Experimental determination of the thermal, turbulent, and rotational ion motion, and magnetic field profiles in imploding plasmas

We review new developments that made possible measurements of basic parameters in high-energy-density (HED) plasmas. The ion temperature plays a key role in determining the fusion rates and the electron-heating rate that often controls the radiation emission. However, its experimental measurement was lacking, since both the emission Doppler broadening and neutron spectra only yield the total ion kinetic energy.
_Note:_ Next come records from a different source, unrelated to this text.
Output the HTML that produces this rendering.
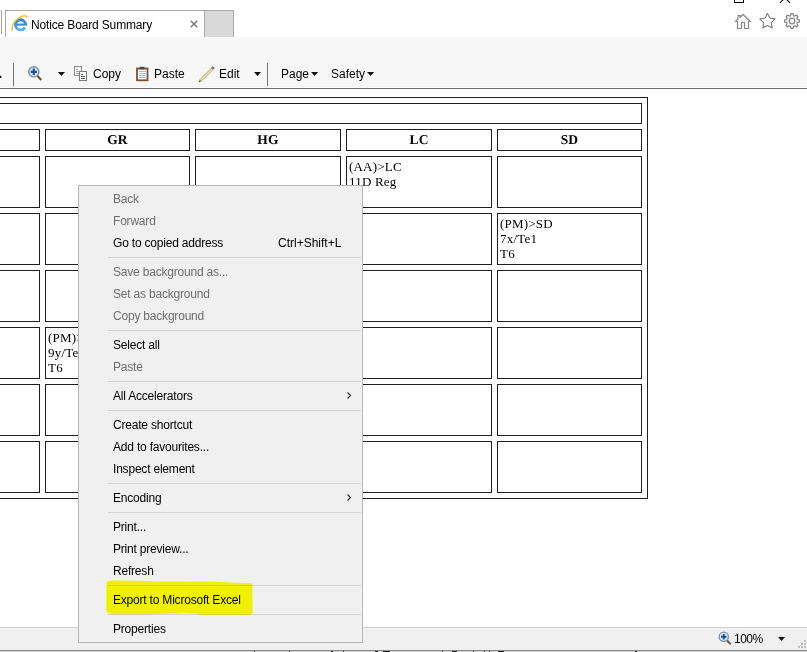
<!DOCTYPE html>
<html><head><meta charset="utf-8">
<style>
html,body{margin:0;padding:0;}
body{width:807px;height:652px;overflow:hidden;position:relative;background:#fff;font-family:"Liberation Sans",sans-serif;}
.a{position:absolute;}
.ui{font-family:"Liberation Sans",sans-serif;font-size:12px;color:#000;white-space:nowrap;line-height:14px;}
#cmd{left:0;top:37px;width:807px;height:50px;background:#f7f7f7;}
#cmdline{left:0;top:88px;width:807px;height:1px;background:#6e6e6e;}
.sep{width:1px;background:#727272;}
.tri{width:0;height:0;border-left:3.5px solid transparent;border-right:3.5px solid transparent;border-top:4px solid #1a1a1a;}
.c{position:absolute;border:1px solid #1e1e1e;box-sizing:border-box;font-family:"Liberation Serif",serif;font-size:13px;line-height:15px;color:#000;padding:2px 0 0 2px;white-space:nowrap;overflow:hidden;letter-spacing:0.2px;}
.h{font-weight:bold;text-align:center;padding:2px 0 0 0;font-size:13.5px;text-rendering:geometricPrecision;}
#menu{left:78px;top:185px;width:285px;height:458px;background:#f0f0f0;border:1px solid #b5b5b5;box-sizing:border-box;}
.mi{position:absolute;left:34px;font-size:12px;line-height:14px;white-space:nowrap;color:#000;letter-spacing:-0.2px;}
.dis{color:#6d6d6d;}
.ms{position:absolute;left:29px;width:253px;height:1px;background:#d4d4d4;}
#status{left:0;top:627px;width:807px;height:23px;background:#f0f0f0;border-top:1px solid #d2d2d2;box-sizing:border-box;}
</style></head><body>

<!-- tab bar -->
<div class="a" style="left:1px;top:10px;width:1px;height:24px;background:#a8a8a8"></div>
<div class="a" style="left:5px;top:10px;width:200px;height:27px;border-left:1px solid #a8a8a8;border-top:1px solid #a8a8a8;box-sizing:border-box;background:#fff"></div>
<div class="a ui" style="left:31px;top:18px;letter-spacing:-0.15px">Notice Board Summary</div>
<div class="a" style="left:204px;top:10px;width:30px;height:27px;background:#d9d9d9;border:1px solid #a8a8a8;border-bottom:none;box-sizing:border-box"></div>

<!-- command bar -->
<div id="cmd" class="a"></div>
<div id="cmdline" class="a"></div>
<div class="a sep" style="left:13px;top:63px;height:23px"></div>
<div class="a sep" style="left:267px;top:63px;height:23px"></div>
<div class="a ui" style="left:93px;top:67px">Copy</div>
<div class="a ui" style="left:154px;top:67px">Paste</div>
<div class="a ui" style="left:219px;top:67px">Edit</div>
<div class="a ui" style="left:281px;top:67px">Page</div>
<div class="a ui" style="left:331px;top:67px">Safety</div>

<!-- page table -->
<div class="a" style="left:-200px;top:97px;width:848px;height:402px;border:1px solid #1e1e1e;box-sizing:border-box"></div>
<div class="c" style="left:-195px;top:103px;width:837px;height:21px"></div>

<div class="c h" style="left:-105px;top:129px;width:145px;height:22px"></div>
<div class="c h" style="left:45px;top:129px;width:145px;height:22px">GR</div>
<div class="c h" style="left:195px;top:129px;width:146px;height:22px">HG</div>
<div class="c h" style="left:346px;top:129px;width:146px;height:22px">LC</div>
<div class="c h" style="left:497px;top:129px;width:145px;height:22px">SD</div>
<div class="c" style="left:-105px;top:156px;width:145px;height:52px"></div>
<div class="c" style="left:45px;top:156px;width:145px;height:52px"></div>
<div class="c" style="left:195px;top:156px;width:146px;height:52px"></div>
<div class="c" style="left:346px;top:156px;width:146px;height:52px">(AA)&gt;LC<br>11D Reg</div>
<div class="c" style="left:497px;top:156px;width:145px;height:52px"></div>
<div class="c" style="left:-105px;top:213px;width:145px;height:52px"></div>
<div class="c" style="left:45px;top:213px;width:145px;height:52px"></div>
<div class="c" style="left:195px;top:213px;width:146px;height:52px"></div>
<div class="c" style="left:346px;top:213px;width:146px;height:52px"></div>
<div class="c" style="left:497px;top:213px;width:145px;height:52px">(PM)&gt;SD<br>7x/Te1<br>T6</div>
<div class="c" style="left:-105px;top:270px;width:145px;height:52px"></div>
<div class="c" style="left:45px;top:270px;width:145px;height:52px"></div>
<div class="c" style="left:195px;top:270px;width:146px;height:52px"></div>
<div class="c" style="left:346px;top:270px;width:146px;height:52px"></div>
<div class="c" style="left:497px;top:270px;width:145px;height:52px"></div>
<div class="c" style="left:-105px;top:327px;width:145px;height:52px"></div>
<div class="c" style="left:45px;top:327px;width:145px;height:52px">(PM)&gt;GR<br>9y/Te1<br>T6</div>
<div class="c" style="left:195px;top:327px;width:146px;height:52px"></div>
<div class="c" style="left:346px;top:327px;width:146px;height:52px"></div>
<div class="c" style="left:497px;top:327px;width:145px;height:52px"></div>
<div class="c" style="left:-105px;top:384px;width:145px;height:52px"></div>
<div class="c" style="left:45px;top:384px;width:145px;height:52px"></div>
<div class="c" style="left:195px;top:384px;width:146px;height:52px"></div>
<div class="c" style="left:346px;top:384px;width:146px;height:52px"></div>
<div class="c" style="left:497px;top:384px;width:145px;height:52px"></div>
<div class="c" style="left:-105px;top:441px;width:145px;height:52px"></div>
<div class="c" style="left:45px;top:441px;width:145px;height:52px"></div>
<div class="c" style="left:195px;top:441px;width:146px;height:52px"></div>
<div class="c" style="left:346px;top:441px;width:146px;height:52px"></div>
<div class="c" style="left:497px;top:441px;width:145px;height:52px"></div>

<!-- status bar -->
<div id="status" class="a"></div>
<div class="a ui" style="left:734px;top:632px;letter-spacing:-0.5px">100%</div>
<div class="a" style="left:0;top:650px;width:807px;height:2px;background:#8a8a8a"></div>
<div class="a" style="left:0;top:651px;width:807px;height:1px;background:#cfcfcf"></div>

<!-- icons -->
<svg class="a" style="left:0;top:0" width="807" height="652" viewBox="0 0 807 652">
 <!-- window buttons cut-off -->
 <rect x="734.5" y="-7.5" width="9" height="10" fill="none" stroke="#000" stroke-width="1"/>
 <path d="M780 2.8 L790 -7.2 M790 2.8 L780 -7.2" stroke="#000" stroke-width="1.1"/>
 <!-- IE logo -->
 <g>
  <defs><linearGradient id="ieg" x1="0" y1="0" x2="0" y2="1"><stop offset="0" stop-color="#2f82d6"/><stop offset="1" stop-color="#55b8ee"/></linearGradient></defs>
  <path d="M25.6 24.7 A5.1 5.1 0 1 0 24.9 27.4" fill="none" stroke="url(#ieg)" stroke-width="2.9"/>
  <path d="M15.3 24.6 H27" stroke="#3a8cd9" stroke-width="2.1"/>
  <path d="M11.9 31 C11.6 25.5 14.5 20.8 18.6 18.2 C22 16 25 15.6 26.4 16.2 C27 16.6 26.9 17.6 26.6 18.3" fill="none" stroke="#f2c230" stroke-width="1.5"/>
 </g>
 <!-- tab close -->
 <path d="M190.8 20.8 L197.2 27.2 M197.2 20.8 L190.8 27.2" stroke="#7c7c7c" stroke-width="1.5"/>
 <!-- home -->
 <path d="M735.5 21.5 L738 19 L738 15.5 L740 15.5 L740 17.5 L743 14.5 L750.5 21.5 L748.5 21.5 L748.5 28.5 L744.5 28.5 L744.5 22.5 L741.5 22.5 L741.5 28.5 L737.5 28.5 L737.5 21.5 Z" fill="none" stroke="#858585" stroke-width="1.2" stroke-linejoin="round"/>
 <!-- star -->
 <path d="M767.50 13.40L769.91 18.08L775.11 18.93L771.40 22.67L772.20 27.87L767.50 25.50L762.80 27.87L763.60 22.67L759.89 18.93L765.09 18.08Z" fill="none" stroke="#858585" stroke-width="1.2" stroke-linejoin="round"/>
 <!-- gear -->
 <path d="M790.84 13.69A7.4 7.4 0 0 1 793.16 13.69L793.39 15.58A5.6 5.6 0 0 1 794.85 16.18L796.35 15.01A7.4 7.4 0 0 1 797.99 16.65L796.82 18.15A5.6 5.6 0 0 1 797.42 19.61L799.31 19.84A7.4 7.4 0 0 1 799.31 22.16L797.42 22.39A5.6 5.6 0 0 1 796.82 23.85L797.99 25.35A7.4 7.4 0 0 1 796.35 26.99L794.85 25.82A5.6 5.6 0 0 1 793.39 26.42L793.16 28.31A7.4 7.4 0 0 1 790.84 28.31L790.61 26.42A5.6 5.6 0 0 1 789.15 25.82L787.65 26.99A7.4 7.4 0 0 1 786.01 25.35L787.18 23.85A5.6 5.6 0 0 1 786.58 22.39L784.69 22.16A7.4 7.4 0 0 1 784.69 19.84L786.58 19.61A5.6 5.6 0 0 1 787.18 18.15L786.01 16.65A7.4 7.4 0 0 1 787.65 15.01L789.15 16.18A5.6 5.6 0 0 1 790.61 15.58Z" fill="none" stroke="#858585" stroke-width="1.2" stroke-linejoin="round"/>
 <circle cx="792" cy="21" r="2.8" fill="none" stroke="#858585" stroke-width="1.2"/>
 <!-- previous tab dropdown tail -->
 <rect x="-0.5" y="75.8" width="2" height="2.2" rx="0.8" fill="#111"/>
 <!-- zoom icon cmd -->
 <line x1="37" y1="75.5" x2="41.3" y2="80" stroke="#6b4a2e" stroke-width="2"/>
 <circle cx="33.8" cy="71.8" r="5.1" fill="#dcedfb" stroke="#7d8c9a" stroke-width="1.4"/>
 <path d="M33.8 68.6 V75 M30.6 71.8 H37" stroke="#1f4fa0" stroke-width="2.2"/>
 <!-- copy icon -->
 <rect x="74.5" y="66.5" width="7" height="9" fill="#fff" stroke="#8c8c8c"/>
 <path d="M76 69.5 H78 M76 71.5 H80 M76 73.5 H79" stroke="#9aa4ae"/>
 <rect x="79.5" y="71.5" width="7" height="9" fill="#fff" stroke="#7d7d7d"/>
 <path d="M81 74.5 H83 M81 76.5 H85 M81 78.5 H85" stroke="#4f5e6e"/>
 <!-- paste icon -->
 <rect x="137" y="68.5" width="10.5" height="11.8" fill="#fff" stroke="#7a5232" stroke-width="1.8"/>
 <path d="M139 71.5 H146 M139 73.5 H146 M139 75.5 H146 M139 77.5 H146" stroke="#a9bfcf" stroke-width="1"/>
 <rect x="139.5" y="66.8" width="5" height="2.6" fill="#4a4a4a"/>
 <!-- pencil -->
 <path d="M200 81 L212.5 68.5" stroke="#bdb080" stroke-width="2.8" stroke-linecap="butt"/>
 <path d="M200.3 80.7 L212.3 68.7" stroke="#f0e8a6" stroke-width="1.3"/>
 <path d="M211.9 69.1 L213.9 67.1" stroke="#808080" stroke-width="2.8"/>
 <path d="M199 82 L200.6 80.4" stroke="#666" stroke-width="1.4"/>
 <!-- status zoom icon -->
 <line x1="726.5" y1="640" x2="730.8" y2="644.3" stroke="#6b5a4e" stroke-width="2"/>
 <circle cx="723.8" cy="636.8" r="4.6" fill="#dcedfb" stroke="#7d8c9a" stroke-width="1.3"/>
 <path d="M723.8 634 V639.6 M721 636.8 H726.6" stroke="#1f4fa0" stroke-width="2"/>
 <!-- grip -->
 <g fill="#bdbdbd"><rect x="804" y="640" width="2" height="2"/><rect x="801" y="643" width="2" height="2"/><rect x="804" y="643" width="2" height="2"/><rect x="798" y="646" width="2" height="2"/><rect x="801" y="646" width="2" height="2"/><rect x="804" y="646" width="2" height="2"/></g>
<!-- taskbar marks -->
 <rect x="254" y="651" width="1" height="1" fill="#222"/><rect x="289" y="651" width="1" height="1" fill="#222"/><rect x="331" y="651" width="2" height="1" fill="#222"/><rect x="343" y="651" width="1" height="1" fill="#222"/><rect x="375" y="651" width="3" height="1" fill="#222"/><rect x="383" y="651" width="7" height="1" fill="#222"/><rect x="442" y="651" width="1" height="1" fill="#222"/><rect x="452" y="651" width="5" height="1" fill="#222"/><rect x="473" y="651" width="1" height="1" fill="#222"/><rect x="484" y="651" width="1" height="1" fill="#222"/><rect x="489" y="651" width="1" height="1" fill="#222"/><rect x="498" y="651" width="6" height="1" fill="#222"/><rect x="635" y="651" width="2" height="1" fill="#222"/>
 <!-- dropdown arrows -->
 <path d="M58 72H65L61.5 76Z M254 72H261L257.5 76Z M311 72H318L314.5 76Z M367 72H374L370.5 76Z M778 637H785L781.5 641Z" fill="#111"/>
</svg>

<!-- context menu -->
<div id="menu" class="a">
<div class="mi dis" style="top:6px">Back</div>
<div class="mi dis" style="top:28px">Forward</div>
<div class="mi" style="top:50px">Go to copied address</div>
<div class="mi" style="top:50px;left:199px;letter-spacing:0">Ctrl+Shift+L</div>
<div class="ms" style="top:71px"></div>
<div class="mi dis" style="top:79px">Save background as...</div>
<div class="mi dis" style="top:101px">Set as background</div>
<div class="mi dis" style="top:123px">Copy background</div>
<div class="ms" style="top:144px"></div>
<div class="mi" style="top:152px">Select all</div>
<div class="mi dis" style="top:174px">Paste</div>
<div class="ms" style="top:195px"></div>
<div class="mi" style="top:203px">All Accelerators</div>
<svg class="a" style="left:267px;top:205px" width="7" height="10"><path d="M1.5 1.5 L4.5 4.5 L1.5 7.5" fill="none" stroke="#333" stroke-width="1.15"/></svg>
<div class="ms" style="top:224px"></div>
<div class="mi" style="top:232px">Create shortcut</div>
<div class="mi" style="top:254px">Add to favourites...</div>
<div class="mi" style="top:276px">Inspect element</div>
<div class="ms" style="top:297px"></div>
<div class="mi" style="top:305px">Encoding</div>
<svg class="a" style="left:267px;top:307px" width="7" height="10"><path d="M1.5 1.5 L4.5 4.5 L1.5 7.5" fill="none" stroke="#333" stroke-width="1.15"/></svg>
<div class="ms" style="top:326px"></div>
<div class="mi" style="top:334px">Print...</div>
<div class="mi" style="top:356px">Print preview...</div>
<div class="mi" style="top:378px">Refresh</div>
<div class="ms" style="top:399px"></div>
<div class="mi" style="top:407px">Export to Microsoft Excel</div>
<div class="ms" style="top:428px"></div>
<div class="mi" style="top:436px">Properties</div>
</div>

<!-- highlighter -->
<svg class="a" style="left:0;top:0;mix-blend-mode:multiply" width="807" height="652">
 <path d="M106.5 583 Q107 580.6 110 580.5 L140 580.8 L160 581.6 L175 581.6 L215 581.8 L232 582.6 L252.3 583.2 L252.6 613 Q252.5 614.8 250 614.8 L200 614.8 L196 613.6 L185 612.8 L176 613.6 L150 614.2 L115 614.2 Q107 614 106.3 611 Z" fill="#ffff00"/>
</svg>
</body></html>
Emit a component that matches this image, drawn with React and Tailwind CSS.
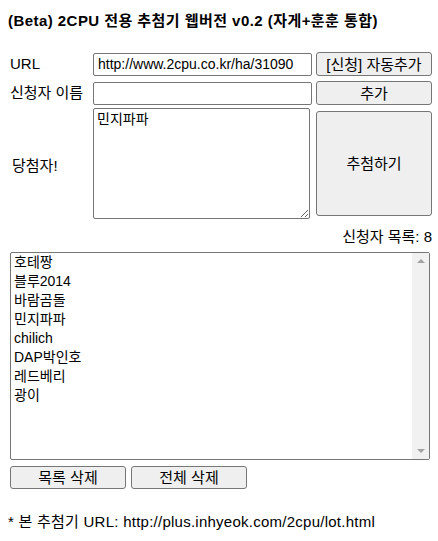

We describe various approaches in the last decade for studying the ion motion, in particular novel ones that allowed for determining the ion temperature and bringing up the finding that much of the ion kinetic energy at Z-pinch stagnations can be stored in non-thermal (probably turbulent) motion; also allowing for the determination of the non-thermal-motion dissipation time into ion heating. The magnetic-field (MF) distribution plays a key role in MF-driven HED plasmas. Recent spectroscopic observations in imploding- plasma systems will be reviewed, including the spatial evolution of the MF in Z-pinch plasmas, yielding unanticipated profiles of the MF field near stagnation. Applied or self-generated MF may lead to plasma rotation that affects the plasma dynamics; the diagnostics of rotation as a function of space and time will also be presented. Such observations have significant implications on the established concepts of implosion dynamics and provide challenges for model and code validation. While much of the recent results were obtained with university-scale systems, suggestions for applying these diagnostic developments in large-scale programs, and estimates of the ion temperatures in higher-power implosions, will be discussed.